Interestingly but unsurprisingly evil of corruption goes hand in hand with human rights abuses and tyranny. Khurram Hussain in his article, “The hidden economy” (February 28th 2013, Dawn) gave the data of 16 State Bank-operated clearing houses. He says, “Following 9/11, half the cities in the total sample will show a sharply rising trend in the amount of money going through their clearing houses. For the other half, the line is flat. The cities that show a rising trend are led by Peshawar, with Faisalabad, Multan, Rawalpindi and Quetta in close succession. For Peshawar, the amount of money being cleared via cheque in the year 2011 crosses Rs1.3 trillion! For Quetta, in the same year, the amount is just under Rs900 billion, meaning between them these two regional cities are seeing almost Rs2tr going through their clearing houses in one year alone. This figure compares with Faisalabad at Rs1.3tr, Rawalpindi at Rs1.4tr, and Multan at Rs826bn.” Truly amazing, isn’t it!

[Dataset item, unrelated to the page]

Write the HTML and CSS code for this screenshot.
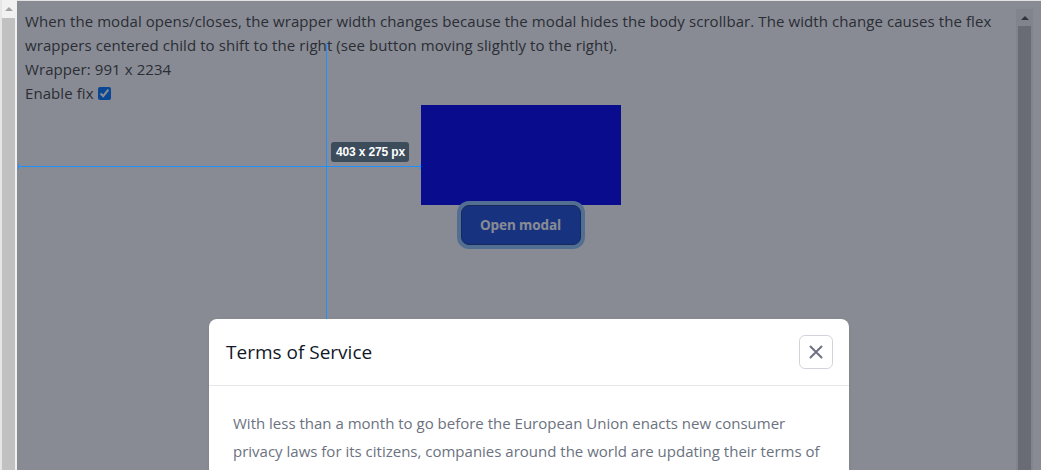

He attributes this to the hidden economy which “briefly appears on the official record, then disappears from view again”. It seems those supposed to know where this money goes are exactly those who it goes to. Certainly the illegally transacted money, apart from SB, is definitely a lot higher than that transacted legally and these figures would be lot higher if this too was recorded. It is this massive turnover of money that tempts the powers to keep the situation turbulent so that they keep making massive profits.

The black economy thrives in turmoil and it in turn promotes turbulent conditions. Those in authority exploit it to make billions. Apart from the state’s attempt to crush dissent and diversity the ‘dirty war’ is nurtured by the massive corruption in all the institutions of establishment. Corruption sustains dirty war and also is one of the reasons behind it. Those responsible for and those conducting the ‘dirty war, benefit by the money poured in and from the other lucrative business of smuggling, kidnapping for ransom and bribery. Corruption is so rampant and blatant both in Balochistan and KP that only blind would refuse to see. As the prison population figures expose the ‘dirty war’ so do the State Bank figures expose the corruption that it engenders but no one wants to see it. As long as those responsible for the ‘dirty war’ keep profiting the jails in Balochistan and Khyber Pakhtunkhwa will remain uncrowded and the human toll will keep rising and will certainly break the camel’s back if it isn’t already.